Oh my…next, it’s a look-a-like Apollo Creed (from Rocky), and he sings opera?!?!? ROFLMBO at the irony. Judges say I don’t think so, either. So, Buh-bye.
Halfway into the show now, and it looks like we may get our first potential singer. She’s a sixteen year old “crack baby” (hardships galore), and wow – she can belt out a tune okay–fabulous, but best so far, singing Jennifer Holliday’s “You’re gonna love me“. She’s the first go.
Uh-oh…back to the bad singers again. They’ve one girl singing…you could see her trying so hard, but it’s just not happening. Her attempt is “Kiss” by Prince. The judges “kindly” point out that singing is just not her thing. Ohhhh well.
Up next…yet another story (foreign import), big-belted Perla…she’s a go, thankfully to singing a second song, namely, Shakira’s “Hips don’t lie“.
They’re focusing on how the girls are kicking the guy’s butts at the moment…looking for a “real man”. So, they bring out a…umm…cowboy?! Oh, no…it’s a foghorn singer, that can’t sing. Buh-bye.
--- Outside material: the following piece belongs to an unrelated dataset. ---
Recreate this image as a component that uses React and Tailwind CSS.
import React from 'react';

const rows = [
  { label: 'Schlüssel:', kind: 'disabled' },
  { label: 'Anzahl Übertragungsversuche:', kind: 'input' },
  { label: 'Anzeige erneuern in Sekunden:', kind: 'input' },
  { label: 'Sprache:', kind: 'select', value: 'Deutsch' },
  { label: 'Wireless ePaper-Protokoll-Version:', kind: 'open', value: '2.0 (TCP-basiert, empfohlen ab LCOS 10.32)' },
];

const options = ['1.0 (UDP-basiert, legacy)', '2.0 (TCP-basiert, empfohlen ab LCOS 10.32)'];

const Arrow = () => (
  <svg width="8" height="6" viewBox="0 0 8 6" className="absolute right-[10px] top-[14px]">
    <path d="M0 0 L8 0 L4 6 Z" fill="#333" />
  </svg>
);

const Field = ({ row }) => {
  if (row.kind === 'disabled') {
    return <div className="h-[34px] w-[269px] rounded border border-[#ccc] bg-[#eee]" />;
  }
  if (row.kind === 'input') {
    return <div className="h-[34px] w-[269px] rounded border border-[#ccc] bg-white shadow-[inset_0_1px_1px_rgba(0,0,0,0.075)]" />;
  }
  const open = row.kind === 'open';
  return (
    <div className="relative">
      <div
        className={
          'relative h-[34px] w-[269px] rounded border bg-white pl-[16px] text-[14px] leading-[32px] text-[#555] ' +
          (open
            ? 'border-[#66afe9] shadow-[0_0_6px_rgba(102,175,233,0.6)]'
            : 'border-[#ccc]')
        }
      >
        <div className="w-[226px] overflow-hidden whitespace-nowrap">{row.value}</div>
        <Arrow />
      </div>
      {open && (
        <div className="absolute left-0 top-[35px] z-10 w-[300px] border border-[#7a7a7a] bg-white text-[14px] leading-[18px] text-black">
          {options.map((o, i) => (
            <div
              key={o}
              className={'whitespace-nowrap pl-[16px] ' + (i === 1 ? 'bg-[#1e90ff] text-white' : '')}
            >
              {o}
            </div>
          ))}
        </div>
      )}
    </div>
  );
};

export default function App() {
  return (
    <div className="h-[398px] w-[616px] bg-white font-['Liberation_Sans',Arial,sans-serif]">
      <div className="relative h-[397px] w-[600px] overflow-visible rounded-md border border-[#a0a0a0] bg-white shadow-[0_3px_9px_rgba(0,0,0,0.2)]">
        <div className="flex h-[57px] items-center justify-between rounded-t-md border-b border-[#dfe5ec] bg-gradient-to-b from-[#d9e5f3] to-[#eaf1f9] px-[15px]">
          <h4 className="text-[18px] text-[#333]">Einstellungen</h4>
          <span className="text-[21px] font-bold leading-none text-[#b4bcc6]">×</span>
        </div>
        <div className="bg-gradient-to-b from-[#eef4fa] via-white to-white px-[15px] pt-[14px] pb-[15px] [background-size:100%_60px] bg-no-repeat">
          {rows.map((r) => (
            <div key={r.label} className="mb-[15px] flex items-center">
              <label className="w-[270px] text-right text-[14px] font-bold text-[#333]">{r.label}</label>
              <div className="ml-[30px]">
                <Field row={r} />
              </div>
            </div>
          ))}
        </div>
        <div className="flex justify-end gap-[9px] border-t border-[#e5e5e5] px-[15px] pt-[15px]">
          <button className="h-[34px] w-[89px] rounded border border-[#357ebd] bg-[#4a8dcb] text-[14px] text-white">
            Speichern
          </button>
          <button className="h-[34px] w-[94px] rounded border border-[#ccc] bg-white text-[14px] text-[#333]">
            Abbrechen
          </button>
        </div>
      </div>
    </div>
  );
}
Ooooohh, a Navy man from the USS Reagan auditions…what a cute q-ball (dressed in his whites) is my first impression…sings a country song, namely Rascal Flatts, “Broken Wing“. Not too bad…a little raw, but it’s a go. (And, hopefully he’ll stick around my dreams tonight – tall and yummy!)
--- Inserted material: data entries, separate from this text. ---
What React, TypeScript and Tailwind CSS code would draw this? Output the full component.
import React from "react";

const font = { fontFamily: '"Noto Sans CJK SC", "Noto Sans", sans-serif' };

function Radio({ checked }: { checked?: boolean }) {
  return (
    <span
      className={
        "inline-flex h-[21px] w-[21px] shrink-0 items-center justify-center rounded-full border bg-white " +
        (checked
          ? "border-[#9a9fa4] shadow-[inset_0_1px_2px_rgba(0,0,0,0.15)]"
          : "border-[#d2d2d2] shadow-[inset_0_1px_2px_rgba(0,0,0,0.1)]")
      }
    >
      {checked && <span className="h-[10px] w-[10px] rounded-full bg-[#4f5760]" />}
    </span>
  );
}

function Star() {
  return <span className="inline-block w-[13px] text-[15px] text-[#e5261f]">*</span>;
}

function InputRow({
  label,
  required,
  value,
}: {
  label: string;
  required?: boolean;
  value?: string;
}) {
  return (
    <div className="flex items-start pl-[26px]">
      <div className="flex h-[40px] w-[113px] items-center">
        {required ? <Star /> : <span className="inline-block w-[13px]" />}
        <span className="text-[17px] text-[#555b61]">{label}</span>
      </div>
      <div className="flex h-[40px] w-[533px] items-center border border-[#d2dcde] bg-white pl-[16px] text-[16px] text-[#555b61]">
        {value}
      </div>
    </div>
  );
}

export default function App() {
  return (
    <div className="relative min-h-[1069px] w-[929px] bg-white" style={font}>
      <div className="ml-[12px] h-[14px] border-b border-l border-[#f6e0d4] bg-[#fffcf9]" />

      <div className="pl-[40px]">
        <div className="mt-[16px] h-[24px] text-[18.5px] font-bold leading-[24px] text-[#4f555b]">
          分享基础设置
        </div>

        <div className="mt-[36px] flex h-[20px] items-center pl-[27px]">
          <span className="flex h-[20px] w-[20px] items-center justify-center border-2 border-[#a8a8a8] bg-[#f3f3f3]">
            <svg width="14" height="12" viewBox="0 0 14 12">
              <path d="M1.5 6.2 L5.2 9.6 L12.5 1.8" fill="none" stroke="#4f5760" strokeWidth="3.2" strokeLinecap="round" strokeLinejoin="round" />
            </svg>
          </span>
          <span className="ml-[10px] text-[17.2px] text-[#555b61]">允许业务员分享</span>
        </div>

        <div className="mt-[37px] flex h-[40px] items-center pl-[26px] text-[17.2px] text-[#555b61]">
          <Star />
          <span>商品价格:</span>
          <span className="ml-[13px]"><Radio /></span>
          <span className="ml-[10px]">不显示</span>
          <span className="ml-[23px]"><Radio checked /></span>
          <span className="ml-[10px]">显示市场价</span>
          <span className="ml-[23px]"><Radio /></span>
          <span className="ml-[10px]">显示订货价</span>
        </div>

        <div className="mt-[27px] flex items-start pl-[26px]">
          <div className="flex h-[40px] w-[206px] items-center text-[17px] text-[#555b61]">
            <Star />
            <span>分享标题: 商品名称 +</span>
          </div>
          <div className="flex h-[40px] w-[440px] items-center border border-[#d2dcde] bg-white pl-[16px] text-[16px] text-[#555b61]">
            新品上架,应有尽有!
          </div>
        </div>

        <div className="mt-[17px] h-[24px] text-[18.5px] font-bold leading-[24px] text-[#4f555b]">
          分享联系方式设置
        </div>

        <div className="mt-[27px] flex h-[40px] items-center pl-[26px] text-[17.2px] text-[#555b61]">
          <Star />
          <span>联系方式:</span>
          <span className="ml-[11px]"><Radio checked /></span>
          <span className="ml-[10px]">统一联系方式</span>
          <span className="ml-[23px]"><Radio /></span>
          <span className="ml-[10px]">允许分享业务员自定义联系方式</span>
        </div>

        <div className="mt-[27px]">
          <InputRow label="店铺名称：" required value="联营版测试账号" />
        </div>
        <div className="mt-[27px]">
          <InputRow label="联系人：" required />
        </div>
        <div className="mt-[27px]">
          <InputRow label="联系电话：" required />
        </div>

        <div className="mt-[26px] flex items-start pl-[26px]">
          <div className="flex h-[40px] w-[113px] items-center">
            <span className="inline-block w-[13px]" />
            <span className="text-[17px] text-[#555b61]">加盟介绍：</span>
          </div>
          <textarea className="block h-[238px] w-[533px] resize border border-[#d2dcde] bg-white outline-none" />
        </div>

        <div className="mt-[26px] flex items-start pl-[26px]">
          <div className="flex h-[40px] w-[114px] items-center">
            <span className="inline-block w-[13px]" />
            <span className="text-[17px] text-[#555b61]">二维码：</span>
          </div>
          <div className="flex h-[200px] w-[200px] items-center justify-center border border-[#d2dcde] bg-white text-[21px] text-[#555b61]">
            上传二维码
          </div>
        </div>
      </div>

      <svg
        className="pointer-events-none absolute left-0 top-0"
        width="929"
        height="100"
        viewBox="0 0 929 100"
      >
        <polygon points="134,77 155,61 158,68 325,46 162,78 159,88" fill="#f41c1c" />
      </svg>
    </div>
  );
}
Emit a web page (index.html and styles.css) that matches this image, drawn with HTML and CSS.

Lion-girl is the next memorable performace of the night. She comes in with a drawn Wizard of Oz cardboard, and sings “If I were king of the forest“, like the Lion in Oz. Scary one. *shudders* And, yet another bad guy (a vocal teacher, no doubt) follows, singing “I don’t want to miss a thing” by Aerosmith. As he does the falsetto part, Randy’s eyes almost pop out of his skull. LOL!! It looks like time for a career change. Although, for this situation, perhaps it’s like that old saying, “those who can’t do, teach”. *shakes head* That’s all I’ve to say about that [one].
Simon describes the next contestant as “Confident, without being irratingly precocious”. That’s a pretty fair assessment, for she’s okay. Michelle sings a country-ish song…thin girl, kind of pretty.
Holy-moley! My ears have just encountered a screech of dynamic proportions, as this one lady sings a song by Chaka Khan. She’s not going on, but the funny part is when the judges bring her boss into the room, and explains it all. Though she sings slightlybetter in front of the boss, she’s not good enough (singing-wise) for the show.
Okay, the weirdest “yes” vote yet…performing “California Dreamin‘” by the Mamas & Papas, this sixteen year old guy sings okay on the long notes, but he’s obviously nervous because he shakes with the rest of the song. The result — he makes it. If he continues, he may be the token nerdy guy of the season. We’ll see how this one goes.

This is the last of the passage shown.